Problem statement ▸
Set down all of the data that follows word for word, without the images.

Information shown ▸
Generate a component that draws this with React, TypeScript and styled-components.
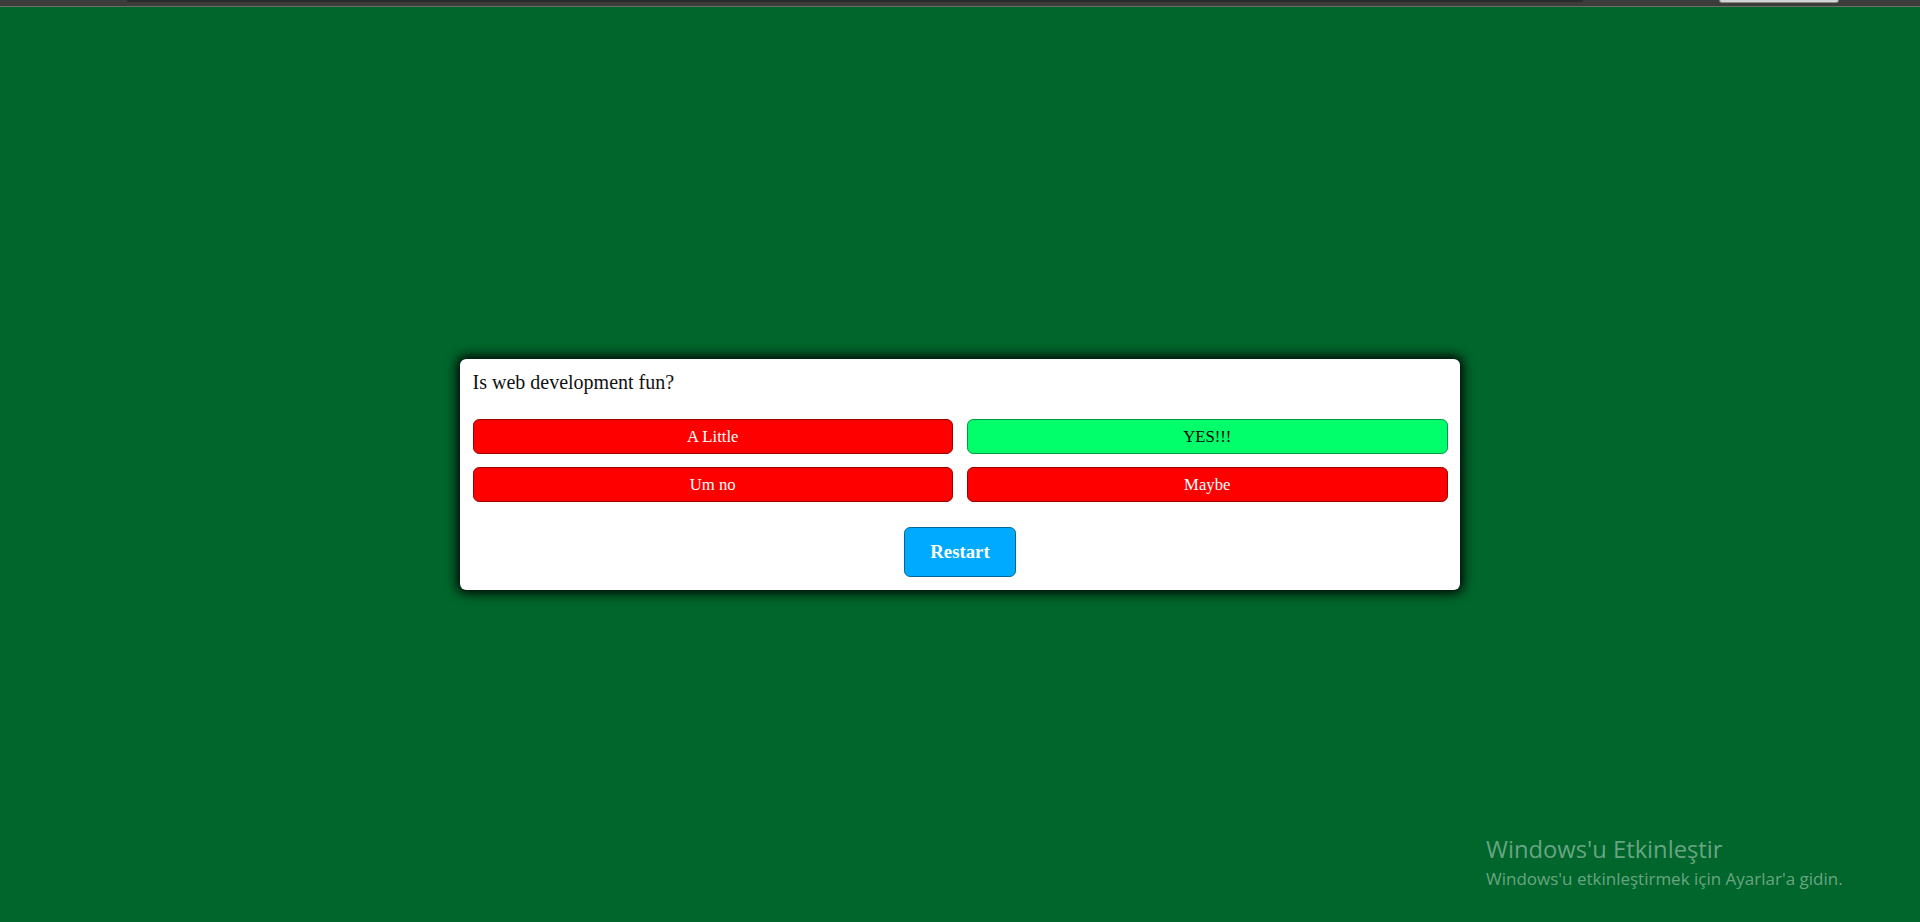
import React, { useState } from 'react';
import styled, { createGlobalStyle, css } from 'styled-components';

type Answer = { text: string; correct: boolean };

const answers: Answer[] = [
  { text: 'A Little', correct: false },
  { text: 'YES!!!', correct: true },
  { text: 'Um no', correct: false },
  { text: 'Maybe', correct: false },
];

const GlobalStyle = createGlobalStyle`
  html, body {
    margin: 0;
    padding: 0;
    height: 100%;
    overflow: hidden;
  }
  body {
    font-family: "Liberation Serif", "Times New Roman", serif;
    background: hsl(145, 100%, 20%);
  }
`;

const Page = styled.div`
  position: relative;
  display: flex;
  flex-direction: column;
  width: 100vw;
  height: 100vh;
  background: hsl(145, 100%, 20%);
`;

// strip of browser chrome left at the top of the screenshot
const TopBar = styled.div`
  flex-shrink: 0;
  display: flex;
  align-items: flex-start;
  height: 6px;
  padding-left: 127px;
  background: #3c3c3c;
  border-bottom: 1px solid #6c6c6c;
`;

const AddressStrip = styled.div`
  width: 1456px;
  height: 2px;
  background: #2a2a2a;
  border-radius: 0 0 3px 3px;
`;

const ProfilePill = styled.div`
  width: 118px;
  height: 2px;
  margin-left: 137px;
  background: #d4d4d4;
  border-radius: 0 0 4px 4px;
  box-shadow: 0 0 0 1px #8a8a8a;
`;

const Main = styled.main`
  flex: 1;
  display: flex;
  justify-content: center;
  align-items: center;
  padding-top: 19.5px;
`;

const Card = styled.div`
  width: 1000px;
  box-sizing: border-box;
  padding: 12.5px;
  background: #fff;
  border-radius: 6.25px;
  box-shadow: 0 0 12px 2.5px #000;
`;

const Question = styled.div`
  font-size: 20px;
  color: #111;
`;

const AnswerGrid = styled.div`
  display: grid;
  grid-template-columns: repeat(2, 1fr);
  gap: 12.5px 14px;
  margin: 25px 0;
`;

const AnswerButton = styled.button<{ $correct: boolean }>`
  font-family: inherit;
  font-size: 16.67px;
  line-height: 19px;
  padding: 7px 12.5px;
  border-radius: 6.25px;
  cursor: pointer;
  outline: none;

  ${props =>
    props.$correct
      ? css`
          background: hsl(145, 100%, 50%);
          border: 1.25px solid hsl(145, 100%, 30%);
          color: #000;
        `
      : css`
          background: hsl(0, 100%, 50%);
          border: 1.25px solid hsl(0, 100%, 30%);
          color: #fff;
        `};
`;

const Controls = styled.div`
  display: flex;
  justify-content: center;
`;

const RestartButton = styled.button`
  font-family: inherit;
  font-size: 18.75px;
  font-weight: bold;
  line-height: 21.5px;
  padding: 13.5px 25px;
  color: #fff;
  background: hsl(200, 100%, 50%);
  border: 1.25px solid hsl(200, 100%, 30%);
  border-radius: 6.25px;
  cursor: pointer;
`;

// Windows activation watermark sitting over the page
const Watermark = styled.div`
  position: absolute;
  left: 1486px;
  top: 833px;
  font-family: "Open Sans", "Noto Sans", sans-serif;
  color: rgba(255, 255, 255, 0.42);
  pointer-events: none;
  white-space: nowrap;
`;

const WatermarkTitle = styled.div`
  font-size: 23.75px;
  line-height: 32px;
`;

const WatermarkText = styled.div`
  font-size: 17px;
  line-height: 20px;
  margin-top: 4px;
`;

export default function App() {
  const [question] = useState('Is web development fun?');

  return (
    <>
      <GlobalStyle />
      <Page>
        <TopBar>
          <AddressStrip />
          <ProfilePill />
        </TopBar>
        <Main>
          <Card>
            <Question>{question}</Question>
            <AnswerGrid>
              {answers.map(answer => (
                <AnswerButton key={answer.text} $correct={answer.correct}>
                  {answer.text}
                </AnswerButton>
              ))}
            </AnswerGrid>
            <Controls>
              <RestartButton>Restart</RestartButton>
            </Controls>
          </Card>
        </Main>
        <Watermark>
          <WatermarkTitle>Windows'u Etkinleştir</WatermarkTitle>
          <WatermarkText>Windows'u etkinleştirmek için Ayarlar'a gidin.</WatermarkText>
        </Watermark>
      </Page>
    </>
  );
}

Answer to this task ▸
Generate a component that draws this with React, TypeScript and styled-components.
import React, { useState } from 'react';
import styled, { createGlobalStyle, css } from 'styled-components';

type Answer = { text: string; correct: boolean };

const answers: Answer[] = [
  { text: 'A Little', correct: false },
  { text: 'YES!!!', correct: true },
  { text: 'Um no', correct: false },
  { text: 'Maybe', correct: false },
];

const GlobalStyle = createGlobalStyle`
  html, body {
    margin: 0;
    padding: 0;
    height: 100%;
    overflow: hidden;
  }
  body {
    font-family: "Liberation Serif", "Times New Roman", serif;
    background: hsl(145, 100%, 20%);
  }
`;

const Page = styled.div`
  position: relative;
  display: flex;
  flex-direction: column;
  width: 100vw;
  height: 100vh;
  background: hsl(145, 100%, 20%);
`;

// strip of browser chrome left at the top of the screenshot
const TopBar = styled.div`
  flex-shrink: 0;
  display: flex;
  align-items: flex-start;
  height: 6px;
  padding-left: 127px;
  background: #3c3c3c;
  border-bottom: 1px solid #6c6c6c;
`;

const AddressStrip = styled.div`
  width: 1456px;
  height: 2px;
  background: #2a2a2a;
  border-radius: 0 0 3px 3px;
`;

const ProfilePill = styled.div`
  width: 118px;
  height: 2px;
  margin-left: 137px;
  background: #d4d4d4;
  border-radius: 0 0 4px 4px;
  box-shadow: 0 0 0 1px #8a8a8a;
`;

const Main = styled.main`
  flex: 1;
  display: flex;
  justify-content: center;
  align-items: center;
  padding-top: 19.5px;
`;

const Card = styled.div`
  width: 1000px;
  box-sizing: border-box;
  padding: 12.5px;
  background: #fff;
  border-radius: 6.25px;
  box-shadow: 0 0 12px 2.5px #000;
`;

const Question = styled.div`
  font-size: 20px;
  color: #111;
`;

const AnswerGrid = styled.div`
  display: grid;
  grid-template-columns: repeat(2, 1fr);
  gap: 12.5px 14px;
  margin: 25px 0;
`;

const AnswerButton = styled.button<{ $correct: boolean }>`
  font-family: inherit;
  font-size: 16.67px;
  line-height: 19px;
  padding: 7px 12.5px;
  border-radius: 6.25px;
  cursor: pointer;
  outline: none;

  ${props =>
    props.$correct
      ? css`
          background: hsl(145, 100%, 50%);
          border: 1.25px solid hsl(145, 100%, 30%);
          color: #000;
        `
      : css`
          background: hsl(0, 100%, 50%);
          border: 1.25px solid hsl(0, 100%, 30%);
          color: #fff;
        `};
`;

const Controls = styled.div`
  display: flex;
  justify-content: center;
`;

const RestartButton = styled.button`
  font-family: inherit;
  font-size: 18.75px;
  font-weight: bold;
  line-height: 21.5px;
  padding: 13.5px 25px;
  color: #fff;
  background: hsl(200, 100%, 50%);
  border: 1.25px solid hsl(200, 100%, 30%);
  border-radius: 6.25px;
  cursor: pointer;
`;

// Windows activation watermark sitting over the page
const Watermark = styled.div`
  position: absolute;
  left: 1486px;
  top: 833px;
  font-family: "Open Sans", "Noto Sans", sans-serif;
  color: rgba(255, 255, 255, 0.42);
  pointer-events: none;
  white-space: nowrap;
`;

const WatermarkTitle = styled.div`
  font-size: 23.75px;
  line-height: 32px;
`;

const WatermarkText = styled.div`
  font-size: 17px;
  line-height: 20px;
  margin-top: 4px;
`;

export default function App() {
  const [question] = useState('Is web development fun?');

  return (
    <>
      <GlobalStyle />
      <Page>
        <TopBar>
          <AddressStrip />
          <ProfilePill />
        </TopBar>
        <Main>
          <Card>
            <Question>{question}</Question>
            <AnswerGrid>
              {answers.map(answer => (
                <AnswerButton key={answer.text} $correct={answer.correct}>
                  {answer.text}
                </AnswerButton>
              ))}
            </AnswerGrid>
            <Controls>
              <RestartButton>Restart</RestartButton>
            </Controls>
          </Card>
        </Main>
        <Watermark>
          <WatermarkTitle>Windows'u Etkinleştir</WatermarkTitle>
          <WatermarkText>Windows'u etkinleştirmek için Ayarlar'a gidin.</WatermarkText>
        </Watermark>
      </Page>
    </>
  );
}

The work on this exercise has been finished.